Things outside the postcard
And one that has recently made an impact on the world is the Mexico of drug trafficking, which beyond violence and illegality, has also been a cultural, urban and musical phenomenon that has fueled identity.
“This is also the most Mexican city to the extent that it was the first city where drug traffickers went to invest their money,” says Ortuño, who begins one of his books, “Olinka”, with one of the key facts about Guadalajara: Half of the illegal money laundering carried out in the world occurs here, according to data from the United States Department of State.
Guadalajara was the largest city in the area where drug trafficking emerged, northern Mexico, and the political power of the institutions and parties here was less than in the center of the country, which created space for an emerging elite.
Part of the city’s recent development, evident in the impressive skyline of modern buildings in the northwestern area, was financed with money from drug trafficking: this is what the Guadalajara themselves say, who identify the area as “the buchona Guadalajara”, in reference to drug aesthetics and ways.

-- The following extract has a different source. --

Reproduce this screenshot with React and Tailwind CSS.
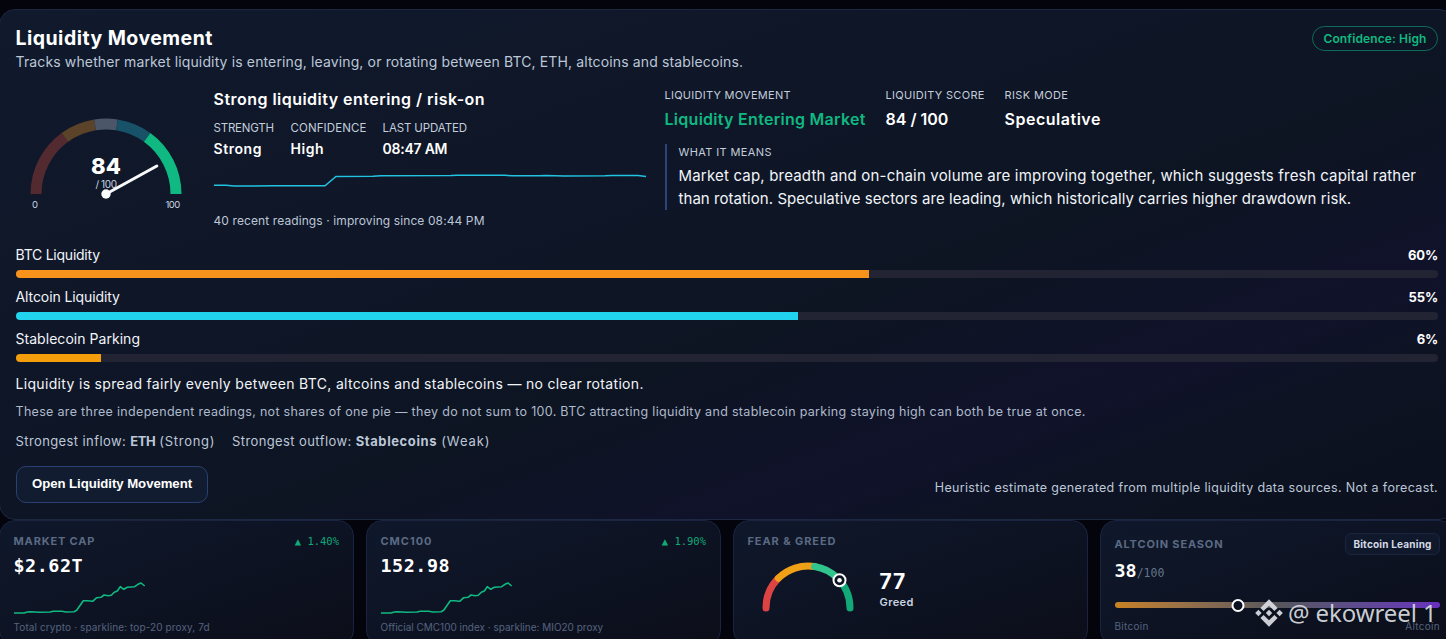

And that is an inevitable part of the city’s current identity.
To which other things are added: a succulent gastronomy that gave the country—and the world—institutions such as the drowned cake, pozole and birria; an International Book Fair that brings together a million readers, writers and editors a year; and a current of counterculture that, among other things, makes the city a museum of modern architecture and a national nucleus of the LGBTI movement.
Guadalajara is, like any large city, many things. It is all that, and it is also—with its omissions—the most Mexican city in Mexico.